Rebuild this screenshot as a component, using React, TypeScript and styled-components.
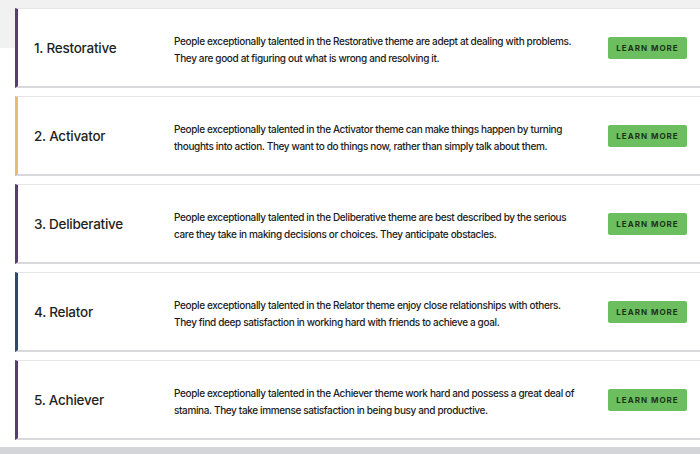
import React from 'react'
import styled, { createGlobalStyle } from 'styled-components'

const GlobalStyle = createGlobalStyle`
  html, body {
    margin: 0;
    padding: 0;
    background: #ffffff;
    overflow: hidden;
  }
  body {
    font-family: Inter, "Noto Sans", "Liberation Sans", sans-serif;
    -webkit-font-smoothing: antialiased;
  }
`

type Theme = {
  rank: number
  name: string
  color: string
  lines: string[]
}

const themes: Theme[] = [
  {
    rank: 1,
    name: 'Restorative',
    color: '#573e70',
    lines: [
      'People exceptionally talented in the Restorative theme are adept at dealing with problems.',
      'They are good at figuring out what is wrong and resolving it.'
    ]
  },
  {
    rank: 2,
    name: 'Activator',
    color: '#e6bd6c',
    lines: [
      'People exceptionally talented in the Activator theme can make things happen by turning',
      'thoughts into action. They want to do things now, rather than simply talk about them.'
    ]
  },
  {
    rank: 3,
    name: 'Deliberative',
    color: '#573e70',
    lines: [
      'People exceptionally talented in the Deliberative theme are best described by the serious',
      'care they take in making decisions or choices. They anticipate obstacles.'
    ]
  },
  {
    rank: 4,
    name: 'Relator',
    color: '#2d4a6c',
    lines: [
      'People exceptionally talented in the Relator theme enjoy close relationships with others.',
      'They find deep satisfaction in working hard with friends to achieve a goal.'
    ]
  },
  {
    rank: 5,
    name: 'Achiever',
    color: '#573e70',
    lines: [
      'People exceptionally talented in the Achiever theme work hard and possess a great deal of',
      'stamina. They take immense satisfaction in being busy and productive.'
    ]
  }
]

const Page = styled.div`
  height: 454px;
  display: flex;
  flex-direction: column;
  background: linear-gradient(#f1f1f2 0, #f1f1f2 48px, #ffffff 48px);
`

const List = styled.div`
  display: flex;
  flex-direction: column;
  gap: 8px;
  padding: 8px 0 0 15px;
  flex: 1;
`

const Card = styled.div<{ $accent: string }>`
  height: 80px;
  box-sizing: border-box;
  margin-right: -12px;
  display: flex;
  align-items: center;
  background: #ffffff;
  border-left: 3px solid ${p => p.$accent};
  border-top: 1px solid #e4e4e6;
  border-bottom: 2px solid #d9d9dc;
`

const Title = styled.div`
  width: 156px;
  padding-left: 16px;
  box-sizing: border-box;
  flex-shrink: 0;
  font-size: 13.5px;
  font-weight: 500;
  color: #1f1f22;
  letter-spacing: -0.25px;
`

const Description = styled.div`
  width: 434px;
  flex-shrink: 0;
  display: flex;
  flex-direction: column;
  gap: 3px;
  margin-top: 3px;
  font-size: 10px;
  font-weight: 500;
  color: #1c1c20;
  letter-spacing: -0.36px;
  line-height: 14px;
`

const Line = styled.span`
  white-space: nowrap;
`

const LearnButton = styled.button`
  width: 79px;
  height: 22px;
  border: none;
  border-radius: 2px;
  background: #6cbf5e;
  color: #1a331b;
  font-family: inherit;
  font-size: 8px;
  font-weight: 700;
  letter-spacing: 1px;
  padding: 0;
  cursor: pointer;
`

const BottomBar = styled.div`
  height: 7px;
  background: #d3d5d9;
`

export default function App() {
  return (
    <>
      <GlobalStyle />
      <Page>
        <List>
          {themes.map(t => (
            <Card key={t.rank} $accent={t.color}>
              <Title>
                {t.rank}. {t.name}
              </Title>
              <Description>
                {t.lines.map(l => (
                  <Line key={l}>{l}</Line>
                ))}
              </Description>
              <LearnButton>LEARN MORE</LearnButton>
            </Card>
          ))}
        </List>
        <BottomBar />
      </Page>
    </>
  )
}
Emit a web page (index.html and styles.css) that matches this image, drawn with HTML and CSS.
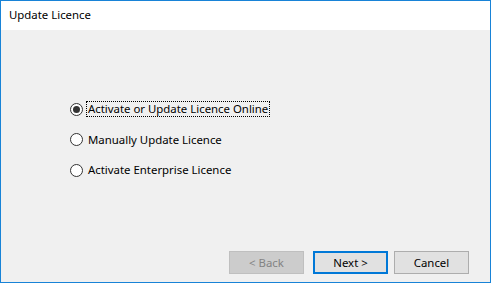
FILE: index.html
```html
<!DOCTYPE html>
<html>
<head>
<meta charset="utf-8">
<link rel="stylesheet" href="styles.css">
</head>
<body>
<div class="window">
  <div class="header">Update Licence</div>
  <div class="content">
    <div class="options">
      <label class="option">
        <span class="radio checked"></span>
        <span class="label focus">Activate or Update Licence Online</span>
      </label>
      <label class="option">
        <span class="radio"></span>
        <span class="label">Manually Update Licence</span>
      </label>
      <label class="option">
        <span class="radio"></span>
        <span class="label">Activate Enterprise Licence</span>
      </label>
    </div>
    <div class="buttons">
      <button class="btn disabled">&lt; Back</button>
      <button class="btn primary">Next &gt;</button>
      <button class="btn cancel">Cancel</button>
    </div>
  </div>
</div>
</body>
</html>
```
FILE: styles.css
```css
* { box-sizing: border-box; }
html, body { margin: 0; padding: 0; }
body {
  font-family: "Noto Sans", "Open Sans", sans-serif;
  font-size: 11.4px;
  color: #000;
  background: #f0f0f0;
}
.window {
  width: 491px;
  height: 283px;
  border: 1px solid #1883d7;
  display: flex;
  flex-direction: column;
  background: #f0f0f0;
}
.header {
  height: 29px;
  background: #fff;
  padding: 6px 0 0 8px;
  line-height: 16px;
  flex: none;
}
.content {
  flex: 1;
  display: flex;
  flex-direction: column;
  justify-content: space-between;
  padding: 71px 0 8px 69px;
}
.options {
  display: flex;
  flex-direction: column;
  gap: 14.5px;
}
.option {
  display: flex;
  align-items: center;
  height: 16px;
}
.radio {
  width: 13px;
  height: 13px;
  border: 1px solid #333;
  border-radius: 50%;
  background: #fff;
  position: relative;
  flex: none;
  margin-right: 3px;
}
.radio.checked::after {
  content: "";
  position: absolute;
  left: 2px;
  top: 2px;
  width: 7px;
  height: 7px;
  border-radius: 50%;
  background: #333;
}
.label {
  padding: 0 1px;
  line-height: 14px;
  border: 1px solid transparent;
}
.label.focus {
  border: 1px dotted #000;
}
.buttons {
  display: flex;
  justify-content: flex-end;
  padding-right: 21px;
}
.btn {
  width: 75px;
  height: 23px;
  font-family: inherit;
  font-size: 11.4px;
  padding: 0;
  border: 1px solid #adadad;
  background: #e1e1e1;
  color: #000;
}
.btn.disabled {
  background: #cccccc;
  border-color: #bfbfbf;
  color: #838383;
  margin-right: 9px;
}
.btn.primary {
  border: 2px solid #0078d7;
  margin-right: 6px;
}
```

...

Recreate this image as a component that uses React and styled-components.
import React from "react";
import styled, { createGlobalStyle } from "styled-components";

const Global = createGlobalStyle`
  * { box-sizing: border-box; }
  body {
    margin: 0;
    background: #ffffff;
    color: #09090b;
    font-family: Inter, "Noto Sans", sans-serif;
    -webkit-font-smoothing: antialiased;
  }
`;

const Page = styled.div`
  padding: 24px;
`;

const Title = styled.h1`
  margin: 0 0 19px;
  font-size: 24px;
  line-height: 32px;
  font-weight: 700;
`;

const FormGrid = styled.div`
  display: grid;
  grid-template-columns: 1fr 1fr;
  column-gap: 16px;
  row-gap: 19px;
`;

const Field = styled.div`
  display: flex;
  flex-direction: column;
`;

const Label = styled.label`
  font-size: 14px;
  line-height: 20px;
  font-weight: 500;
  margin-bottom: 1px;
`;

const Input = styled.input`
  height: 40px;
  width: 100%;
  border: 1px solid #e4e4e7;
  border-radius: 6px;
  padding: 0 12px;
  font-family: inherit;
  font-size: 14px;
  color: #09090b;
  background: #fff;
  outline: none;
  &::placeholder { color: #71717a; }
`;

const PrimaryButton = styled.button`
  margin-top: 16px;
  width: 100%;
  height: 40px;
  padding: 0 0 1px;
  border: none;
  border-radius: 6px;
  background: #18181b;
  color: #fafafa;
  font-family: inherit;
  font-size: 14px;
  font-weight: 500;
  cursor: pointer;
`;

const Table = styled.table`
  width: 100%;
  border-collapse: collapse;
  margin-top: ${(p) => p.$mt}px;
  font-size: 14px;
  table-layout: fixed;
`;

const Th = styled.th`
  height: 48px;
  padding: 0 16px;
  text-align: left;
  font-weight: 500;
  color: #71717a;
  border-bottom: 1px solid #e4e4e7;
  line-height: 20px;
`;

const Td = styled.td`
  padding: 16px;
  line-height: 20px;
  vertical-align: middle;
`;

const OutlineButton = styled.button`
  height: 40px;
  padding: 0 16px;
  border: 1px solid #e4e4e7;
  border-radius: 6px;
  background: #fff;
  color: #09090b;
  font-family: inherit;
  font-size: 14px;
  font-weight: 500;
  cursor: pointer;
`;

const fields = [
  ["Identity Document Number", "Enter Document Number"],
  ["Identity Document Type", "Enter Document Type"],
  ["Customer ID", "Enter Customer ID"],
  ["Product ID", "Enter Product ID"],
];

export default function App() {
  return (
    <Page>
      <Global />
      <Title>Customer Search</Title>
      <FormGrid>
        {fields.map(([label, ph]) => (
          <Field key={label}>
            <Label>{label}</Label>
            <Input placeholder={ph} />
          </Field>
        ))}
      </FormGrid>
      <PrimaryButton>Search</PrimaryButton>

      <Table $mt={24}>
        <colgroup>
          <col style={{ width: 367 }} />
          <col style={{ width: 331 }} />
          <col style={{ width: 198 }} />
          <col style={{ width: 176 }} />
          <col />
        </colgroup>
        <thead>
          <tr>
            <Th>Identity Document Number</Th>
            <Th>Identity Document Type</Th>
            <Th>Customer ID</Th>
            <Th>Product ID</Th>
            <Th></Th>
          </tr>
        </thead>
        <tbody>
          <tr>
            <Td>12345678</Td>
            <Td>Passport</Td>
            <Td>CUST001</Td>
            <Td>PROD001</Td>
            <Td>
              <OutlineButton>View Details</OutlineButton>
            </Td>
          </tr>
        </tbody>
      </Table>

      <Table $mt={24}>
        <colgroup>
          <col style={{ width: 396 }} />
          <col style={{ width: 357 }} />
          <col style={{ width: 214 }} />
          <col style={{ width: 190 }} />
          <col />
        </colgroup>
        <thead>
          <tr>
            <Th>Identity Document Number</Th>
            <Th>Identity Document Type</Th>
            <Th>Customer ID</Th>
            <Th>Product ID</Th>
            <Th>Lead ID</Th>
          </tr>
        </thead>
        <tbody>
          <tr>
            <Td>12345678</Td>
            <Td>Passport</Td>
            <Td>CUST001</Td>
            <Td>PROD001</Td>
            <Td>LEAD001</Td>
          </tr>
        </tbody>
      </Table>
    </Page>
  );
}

PROBLEM STATEMENT:
Every line above that contains the word "image" should be reported.

COMPLETE ANSWER:
Emit a web page (index.html and styles.css) that matches this image, drawn with HTML and CSS.
Recreate this image as a component that uses React and styled-components.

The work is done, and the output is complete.